— Start —

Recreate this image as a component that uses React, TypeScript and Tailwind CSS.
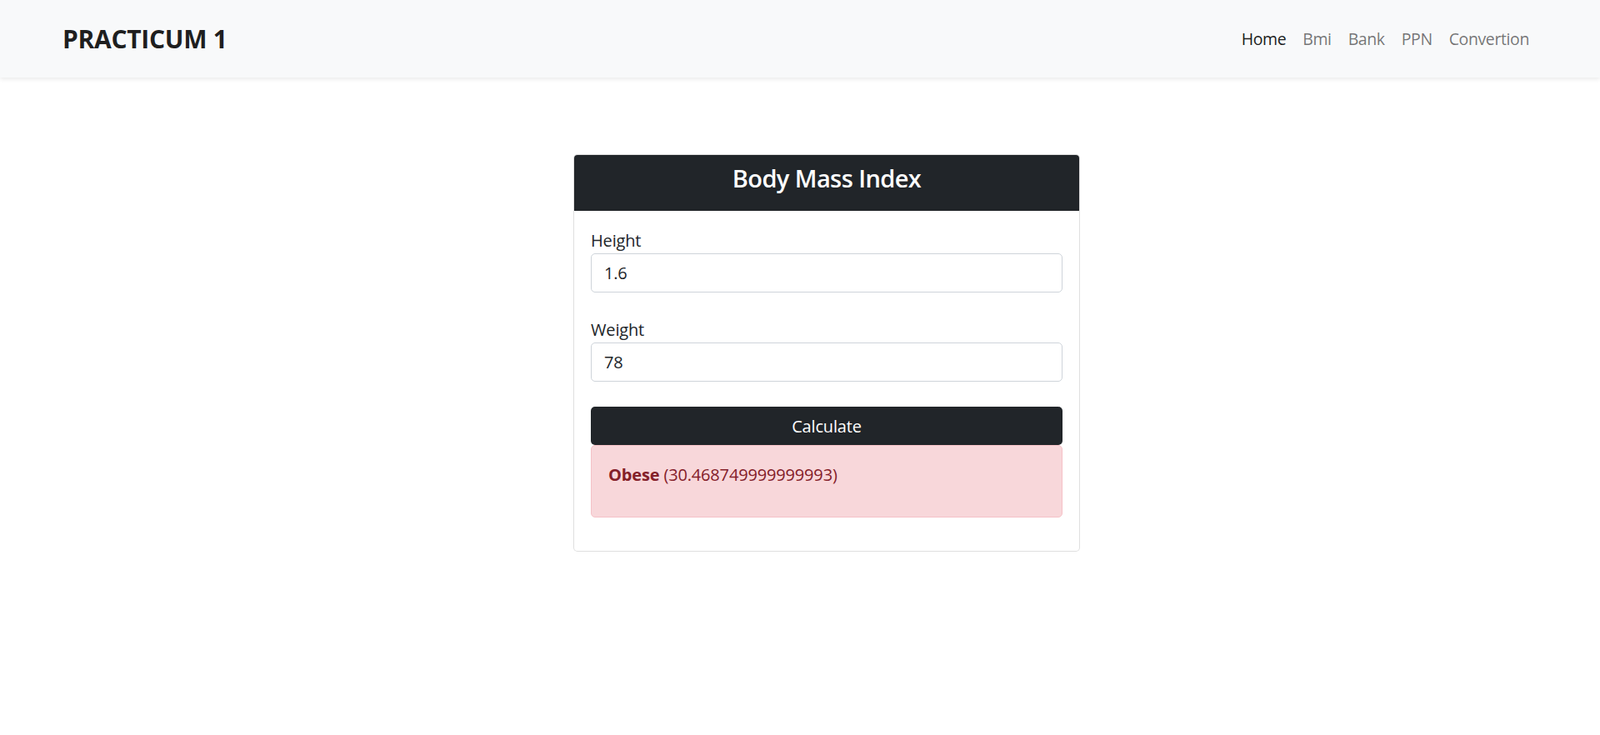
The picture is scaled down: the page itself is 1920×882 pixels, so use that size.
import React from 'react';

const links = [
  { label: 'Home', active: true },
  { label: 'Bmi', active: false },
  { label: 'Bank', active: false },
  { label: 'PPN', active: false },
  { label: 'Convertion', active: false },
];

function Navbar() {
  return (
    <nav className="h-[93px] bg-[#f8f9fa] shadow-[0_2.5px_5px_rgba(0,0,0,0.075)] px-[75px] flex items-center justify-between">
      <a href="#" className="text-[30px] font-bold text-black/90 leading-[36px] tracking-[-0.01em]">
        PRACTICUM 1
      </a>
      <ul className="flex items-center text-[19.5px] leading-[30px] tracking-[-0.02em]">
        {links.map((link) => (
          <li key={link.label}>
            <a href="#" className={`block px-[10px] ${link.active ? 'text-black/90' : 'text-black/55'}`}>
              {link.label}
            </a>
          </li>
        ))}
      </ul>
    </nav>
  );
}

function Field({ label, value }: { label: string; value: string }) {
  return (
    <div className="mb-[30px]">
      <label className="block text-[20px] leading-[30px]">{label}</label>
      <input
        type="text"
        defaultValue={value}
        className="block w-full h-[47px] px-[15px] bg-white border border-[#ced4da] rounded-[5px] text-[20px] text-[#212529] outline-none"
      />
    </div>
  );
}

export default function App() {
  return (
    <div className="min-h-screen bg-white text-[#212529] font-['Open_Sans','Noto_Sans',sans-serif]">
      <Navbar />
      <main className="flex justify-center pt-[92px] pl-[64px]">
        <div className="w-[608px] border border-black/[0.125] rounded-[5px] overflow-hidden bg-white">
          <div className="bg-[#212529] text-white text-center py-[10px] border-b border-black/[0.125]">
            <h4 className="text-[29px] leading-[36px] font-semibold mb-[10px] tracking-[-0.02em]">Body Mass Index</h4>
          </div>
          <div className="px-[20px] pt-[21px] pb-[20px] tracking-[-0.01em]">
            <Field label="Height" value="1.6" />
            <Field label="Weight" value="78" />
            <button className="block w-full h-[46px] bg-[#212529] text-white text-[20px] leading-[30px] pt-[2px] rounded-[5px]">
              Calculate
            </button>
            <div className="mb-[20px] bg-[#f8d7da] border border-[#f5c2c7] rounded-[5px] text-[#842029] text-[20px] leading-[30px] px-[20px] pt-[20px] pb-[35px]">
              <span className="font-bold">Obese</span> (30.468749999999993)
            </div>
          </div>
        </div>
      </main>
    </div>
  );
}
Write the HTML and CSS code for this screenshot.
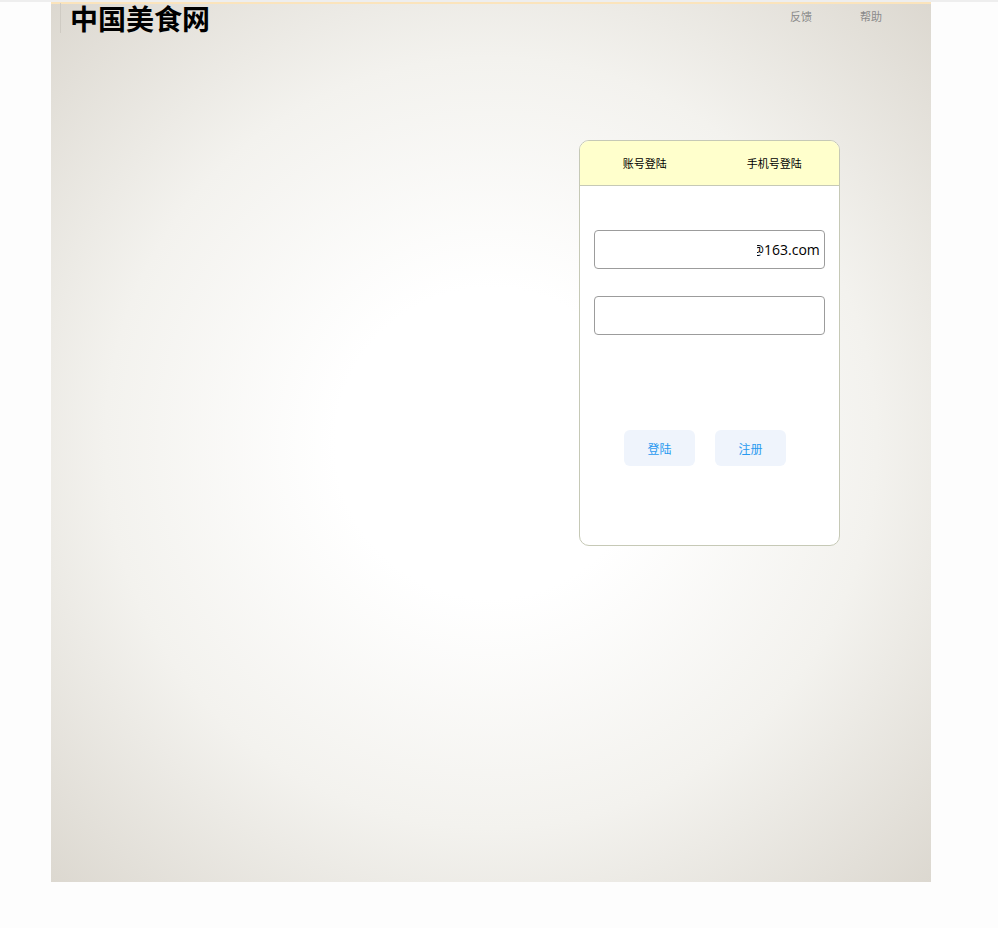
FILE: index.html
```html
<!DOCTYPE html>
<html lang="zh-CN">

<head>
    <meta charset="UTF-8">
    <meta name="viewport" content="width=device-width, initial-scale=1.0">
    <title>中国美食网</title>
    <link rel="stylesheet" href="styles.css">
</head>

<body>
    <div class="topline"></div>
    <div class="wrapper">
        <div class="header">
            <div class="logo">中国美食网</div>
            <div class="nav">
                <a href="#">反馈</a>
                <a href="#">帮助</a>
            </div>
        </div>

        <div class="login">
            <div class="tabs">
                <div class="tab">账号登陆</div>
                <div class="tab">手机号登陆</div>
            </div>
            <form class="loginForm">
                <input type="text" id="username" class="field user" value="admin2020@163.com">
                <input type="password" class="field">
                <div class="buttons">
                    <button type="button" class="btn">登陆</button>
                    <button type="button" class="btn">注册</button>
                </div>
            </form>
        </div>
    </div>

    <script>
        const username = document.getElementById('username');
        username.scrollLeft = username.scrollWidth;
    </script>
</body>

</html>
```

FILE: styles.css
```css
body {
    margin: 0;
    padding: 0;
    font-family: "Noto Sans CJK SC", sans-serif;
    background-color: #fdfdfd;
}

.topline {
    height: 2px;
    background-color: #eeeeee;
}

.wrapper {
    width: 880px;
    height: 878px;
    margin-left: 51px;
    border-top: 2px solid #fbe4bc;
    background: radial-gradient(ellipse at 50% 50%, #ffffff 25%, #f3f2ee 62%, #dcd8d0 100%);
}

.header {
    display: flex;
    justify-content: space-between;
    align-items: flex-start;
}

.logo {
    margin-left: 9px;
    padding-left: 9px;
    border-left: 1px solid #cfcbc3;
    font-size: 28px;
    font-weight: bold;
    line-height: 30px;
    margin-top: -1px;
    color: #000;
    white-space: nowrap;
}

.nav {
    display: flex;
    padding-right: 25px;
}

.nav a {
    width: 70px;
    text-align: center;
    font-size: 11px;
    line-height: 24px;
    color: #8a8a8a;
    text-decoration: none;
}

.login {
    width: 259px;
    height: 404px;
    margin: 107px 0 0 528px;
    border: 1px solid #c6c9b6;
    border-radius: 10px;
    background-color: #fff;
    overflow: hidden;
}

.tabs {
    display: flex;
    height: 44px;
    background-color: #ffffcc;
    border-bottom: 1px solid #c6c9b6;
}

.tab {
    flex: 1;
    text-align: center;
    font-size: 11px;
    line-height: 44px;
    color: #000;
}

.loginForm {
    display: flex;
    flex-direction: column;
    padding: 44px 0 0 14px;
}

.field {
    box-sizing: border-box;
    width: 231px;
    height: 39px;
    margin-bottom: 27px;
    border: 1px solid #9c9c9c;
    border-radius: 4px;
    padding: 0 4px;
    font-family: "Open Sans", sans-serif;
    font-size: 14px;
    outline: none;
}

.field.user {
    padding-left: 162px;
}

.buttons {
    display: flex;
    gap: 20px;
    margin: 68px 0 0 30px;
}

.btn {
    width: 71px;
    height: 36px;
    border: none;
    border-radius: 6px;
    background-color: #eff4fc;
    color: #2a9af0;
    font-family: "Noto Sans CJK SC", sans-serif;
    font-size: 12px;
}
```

— End —

» **Stated problem**: Quote every record above exactly, leaving out any pictures.

» **Solution for this problem**:
Recreate this image as a component that uses React, TypeScript and Tailwind CSS.
The picture is scaled down: the page itself is 1920×882 pixels, so use that size.
import React from 'react';

const links = [
  { label: 'Home', active: true },
  { label: 'Bmi', active: false },
  { label: 'Bank', active: false },
  { label: 'PPN', active: false },
  { label: 'Convertion', active: false },
];

function Navbar() {
  return (
    <nav className="h-[93px] bg-[#f8f9fa] shadow-[0_2.5px_5px_rgba(0,0,0,0.075)] px-[75px] flex items-center justify-between">
      <a href="#" className="text-[30px] font-bold text-black/90 leading-[36px] tracking-[-0.01em]">
        PRACTICUM 1
      </a>
      <ul className="flex items-center text-[19.5px] leading-[30px] tracking-[-0.02em]">
        {links.map((link) => (
          <li key={link.label}>
            <a href="#" className={`block px-[10px] ${link.active ? 'text-black/90' : 'text-black/55'}`}>
              {link.label}
            </a>
          </li>
        ))}
      </ul>
    </nav>
  );
}

function Field({ label, value }: { label: string; value: string }) {
  return (
    <div className="mb-[30px]">
      <label className="block text-[20px] leading-[30px]">{label}</label>
      <input
        type="text"
        defaultValue={value}
        className="block w-full h-[47px] px-[15px] bg-white border border-[#ced4da] rounded-[5px] text-[20px] text-[#212529] outline-none"
      />
    </div>
  );
}

export default function App() {
  return (
    <div className="min-h-screen bg-white text-[#212529] font-['Open_Sans','Noto_Sans',sans-serif]">
      <Navbar />
      <main className="flex justify-center pt-[92px] pl-[64px]">
        <div className="w-[608px] border border-black/[0.125] rounded-[5px] overflow-hidden bg-white">
          <div className="bg-[#212529] text-white text-center py-[10px] border-b border-black/[0.125]">
            <h4 className="text-[29px] leading-[36px] font-semibold mb-[10px] tracking-[-0.02em]">Body Mass Index</h4>
          </div>
          <div className="px-[20px] pt-[21px] pb-[20px] tracking-[-0.01em]">
            <Field label="Height" value="1.6" />
            <Field label="Weight" value="78" />
            <button className="block w-full h-[46px] bg-[#212529] text-white text-[20px] leading-[30px] pt-[2px] rounded-[5px]">
              Calculate
            </button>
            <div className="mb-[20px] bg-[#f8d7da] border border-[#f5c2c7] rounded-[5px] text-[#842029] text-[20px] leading-[30px] px-[20px] pt-[20px] pb-[35px]">
              <span className="font-bold">Obese</span> (30.468749999999993)
            </div>
          </div>
        </div>
      </main>
    </div>
  );
}
Write the HTML and CSS code for this screenshot.
FILE: index.html
```html
<!DOCTYPE html>
<html lang="zh-CN">

<head>
    <meta charset="UTF-8">
    <meta name="viewport" content="width=device-width, initial-scale=1.0">
    <title>中国美食网</title>
    <link rel="stylesheet" href="styles.css">
</head>

<body>
    <div class="topline"></div>
    <div class="wrapper">
        <div class="header">
            <div class="logo">中国美食网</div>
            <div class="nav">
                <a href="#">反馈</a>
                <a href="#">帮助</a>
            </div>
        </div>

        <div class="login">
            <div class="tabs">
                <div class="tab">账号登陆</div>
                <div class="tab">手机号登陆</div>
            </div>
            <form class="loginForm">
                <input type="text" id="username" class="field user" value="admin2020@163.com">
                <input type="password" class="field">
                <div class="buttons">
                    <button type="button" class="btn">登陆</button>
                    <button type="button" class="btn">注册</button>
                </div>
            </form>
        </div>
    </div>

    <script>
        const username = document.getElementById('username');
        username.scrollLeft = username.scrollWidth;
    </script>
</body>

</html>
```

FILE: styles.css
```css
body {
    margin: 0;
    padding: 0;
    font-family: "Noto Sans CJK SC", sans-serif;
    background-color: #fdfdfd;
}

.topline {
    height: 2px;
    background-color: #eeeeee;
}

.wrapper {
    width: 880px;
    height: 878px;
    margin-left: 51px;
    border-top: 2px solid #fbe4bc;
    background: radial-gradient(ellipse at 50% 50%, #ffffff 25%, #f3f2ee 62%, #dcd8d0 100%);
}

.header {
    display: flex;
    justify-content: space-between;
    align-items: flex-start;
}

.logo {
    margin-left: 9px;
    padding-left: 9px;
    border-left: 1px solid #cfcbc3;
    font-size: 28px;
    font-weight: bold;
    line-height: 30px;
    margin-top: -1px;
    color: #000;
    white-space: nowrap;
}

.nav {
    display: flex;
    padding-right: 25px;
}

.nav a {
    width: 70px;
    text-align: center;
    font-size: 11px;
    line-height: 24px;
    color: #8a8a8a;
    text-decoration: none;
}

.login {
    width: 259px;
    height: 404px;
    margin: 107px 0 0 528px;
    border: 1px solid #c6c9b6;
    border-radius: 10px;
    background-color: #fff;
    overflow: hidden;
}

.tabs {
    display: flex;
    height: 44px;
    background-color: #ffffcc;
    border-bottom: 1px solid #c6c9b6;
}

.tab {
    flex: 1;
    text-align: center;
    font-size: 11px;
    line-height: 44px;
    color: #000;
}

.loginForm {
    display: flex;
    flex-direction: column;
    padding: 44px 0 0 14px;
}

.field {
    box-sizing: border-box;
    width: 231px;
    height: 39px;
    margin-bottom: 27px;
    border: 1px solid #9c9c9c;
    border-radius: 4px;
    padding: 0 4px;
    font-family: "Open Sans", sans-serif;
    font-size: 14px;
    outline: none;
}

.field.user {
    padding-left: 162px;
}

.buttons {
    display: flex;
    gap: 20px;
    margin: 68px 0 0 30px;
}

.btn {
    width: 71px;
    height: 36px;
    border: none;
    border-radius: 6px;
    background-color: #eff4fc;
    color: #2a9af0;
    font-family: "Noto Sans CJK SC", sans-serif;
    font-size: 12px;
}
```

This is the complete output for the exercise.